> [WHAT IS REQUIRED]:
Repeat the material below word for word and leave out all pictures.

- - -

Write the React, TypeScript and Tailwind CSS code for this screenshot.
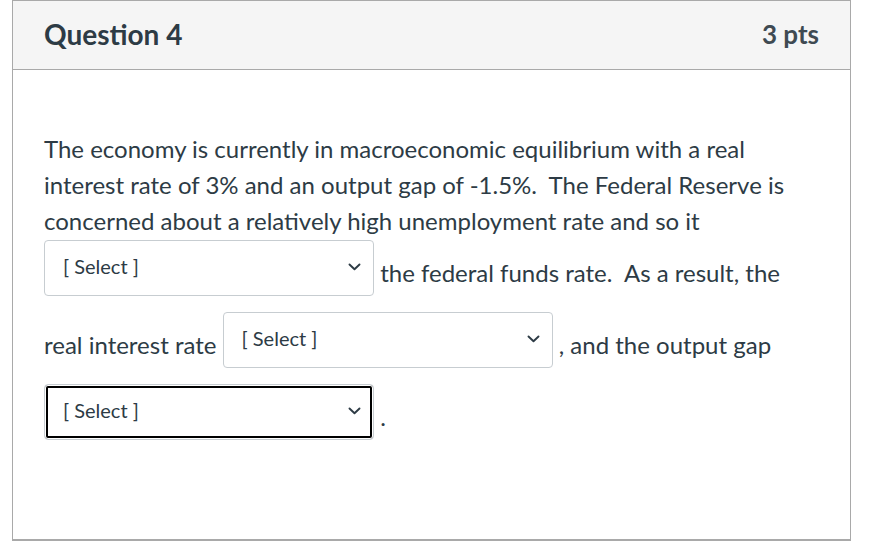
import React from 'react';

function Chevron() {
  return (
    <svg width="13" height="8" viewBox="0 0 13 8" fill="none" className="shrink-0">
      <path d="M1.5 1.5 L6.5 6.2 L11.5 1.5" stroke="#2d3b45" strokeWidth="1.9" strokeLinecap="round" strokeLinejoin="round" />
    </svg>
  );
}

function FakeSelect({ focused = false }: { focused?: boolean }) {
  return (
    <span
      className={
        'inline-flex items-center justify-between w-[330px] h-[56px] pl-[18px] pr-[12px] pb-[2px] mb-[15px] mt-[1px] border border-[#c7cdd1] rounded-[4px] bg-white text-[20px] leading-none align-[8px] ' +
        (focused ? 'shadow-[inset_0_0_0_1px_#ffffff,inset_0_0_0_3px_#000000]' : '')
      }
    >
      <span className="pb-[2px]">[ Select ]</span>
      <Chevron />
    </span>
  );
}

export default function App() {
  return (
    <div className="min-h-screen bg-white pl-[12px] text-[#2d3b45]" style={{ fontFamily: 'Lato, "Noto Sans", sans-serif' }}>
      <div className="w-[839px] h-[541px] border border-b-2 border-[#a9a9a9] flex flex-col">
        <div className="h-[69px] bg-[#f5f5f5] border-b border-[#a9a9a9] flex items-center justify-between pl-[31px] pr-[31px] pb-[2px] shrink-0">
          <h2 className="text-[28px] font-bold">Question 4</h2>
          <span className="text-[26px] font-bold text-[#3f4a52]">3 pts</span>
        </div>
        <div className="pl-[31px] pr-[45px] pt-[61px]">
          <p className="text-[24px] leading-[36px]">
            The economy is currently in macroeconomic equilibrium with a real interest rate of 3% and an output gap of -1.5%.&nbsp; The Federal Reserve is concerned about a relatively high unemployment rate and so it{' '}
            <FakeSelect /> the federal funds rate.&nbsp; As a result, the real interest rate <FakeSelect />&nbsp;, and the output gap <FakeSelect focused />&nbsp;.
          </p>
        </div>
      </div>
    </div>
  );
}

- - -

> [TASK RESULT]:
Write the React, TypeScript and Tailwind CSS code for this screenshot.
import React from 'react';

function Chevron() {
  return (
    <svg width="13" height="8" viewBox="0 0 13 8" fill="none" className="shrink-0">
      <path d="M1.5 1.5 L6.5 6.2 L11.5 1.5" stroke="#2d3b45" strokeWidth="1.9" strokeLinecap="round" strokeLinejoin="round" />
    </svg>
  );
}

function FakeSelect({ focused = false }: { focused?: boolean }) {
  return (
    <span
      className={
        'inline-flex items-center justify-between w-[330px] h-[56px] pl-[18px] pr-[12px] pb-[2px] mb-[15px] mt-[1px] border border-[#c7cdd1] rounded-[4px] bg-white text-[20px] leading-none align-[8px] ' +
        (focused ? 'shadow-[inset_0_0_0_1px_#ffffff,inset_0_0_0_3px_#000000]' : '')
      }
    >
      <span className="pb-[2px]">[ Select ]</span>
      <Chevron />
    </span>
  );
}

export default function App() {
  return (
    <div className="min-h-screen bg-white pl-[12px] text-[#2d3b45]" style={{ fontFamily: 'Lato, "Noto Sans", sans-serif' }}>
      <div className="w-[839px] h-[541px] border border-b-2 border-[#a9a9a9] flex flex-col">
        <div className="h-[69px] bg-[#f5f5f5] border-b border-[#a9a9a9] flex items-center justify-between pl-[31px] pr-[31px] pb-[2px] shrink-0">
          <h2 className="text-[28px] font-bold">Question 4</h2>
          <span className="text-[26px] font-bold text-[#3f4a52]">3 pts</span>
        </div>
        <div className="pl-[31px] pr-[45px] pt-[61px]">
          <p className="text-[24px] leading-[36px]">
            The economy is currently in macroeconomic equilibrium with a real interest rate of 3% and an output gap of -1.5%.&nbsp; The Federal Reserve is concerned about a relatively high unemployment rate and so it{' '}
            <FakeSelect /> the federal funds rate.&nbsp; As a result, the real interest rate <FakeSelect />&nbsp;, and the output gap <FakeSelect focused />&nbsp;.
          </p>
        </div>
      </div>
    </div>
  );
}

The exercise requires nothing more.